The YouTube upload that almost wasn't
You've just finished recording your first original song. Months of late nights, tweaking the mix on headphones until it sounded right in every room of the house. Now you want to share it with the world — and naturally, you go to YouTube. Except YouTube won't accept an MP3. It wants a video file.
You start looking for a way to make a "video" out of an audio file. The pro tools want a subscription. The free ones either slap a watermark across the corner, force you to sign up, or convert so slowly that you give up twice before it finishes.
You drop your MP3 into the converter, upload the cover art you designed in your photo editor, pick 1080p, and hit Convert. A minute later, you've got an MP4 file — just your artwork, held steady for the length of the track, with crystal-clear AAC audio underneath. You upload it to YouTube, write a short description, and your song goes live. Your first ever release. No watermark. No sign-up. No fuss.

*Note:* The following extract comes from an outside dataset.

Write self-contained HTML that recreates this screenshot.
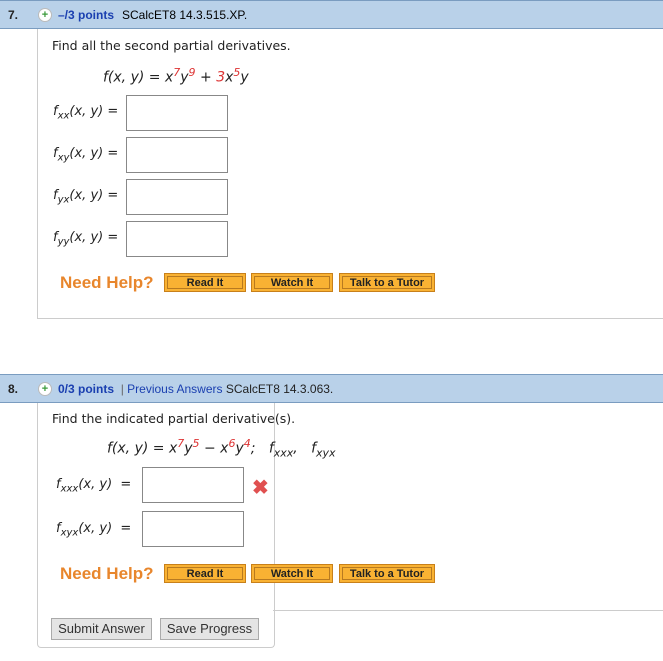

The podcast clip for Instagram
You host a weekly podcast, and this week's episode has a particularly good forty-second moment you want to share. Your podcast app lets you export the clip as an MP3, but Instagram won't let you post an audio file. You need a video — square, so it fills the feed, with your podcast's logo as the cover.
You could open a full video editor, import the clip, drop a still image onto the timeline, render it out — that's forty minutes of fiddling for a forty-second clip. Instead, you drop the MP3 into the converter, upload your podcast logo, pick "Square — 1080 × 1080", and let it run. Under a minute later, you've got an MP4 ready for Instagram. You post it, tag the guest, and the clip pulls in new listeners through the night.
The wedding slideshow's missing piece
Your best friend is getting married in six weeks and you offered to put together the slideshow for the rehearsal dinner. You've collected photos from every corner of her life, and you want to play her favourite song — an obscure cover you found on Bandcamp, bought as an MP3 — underneath it. The slideshow software you're using only accepts video files and images, not raw audio.
You upload the MP3, pick a plain black background, set fit to "Fit" with the original Bandcamp cover art, and convert. The resulting MP4 drops straight into your slideshow as the opening track. On the night, the room goes quiet when her song starts playing, and you catch her wiping her eyes before the first photo even fades in. Worth the six weeks.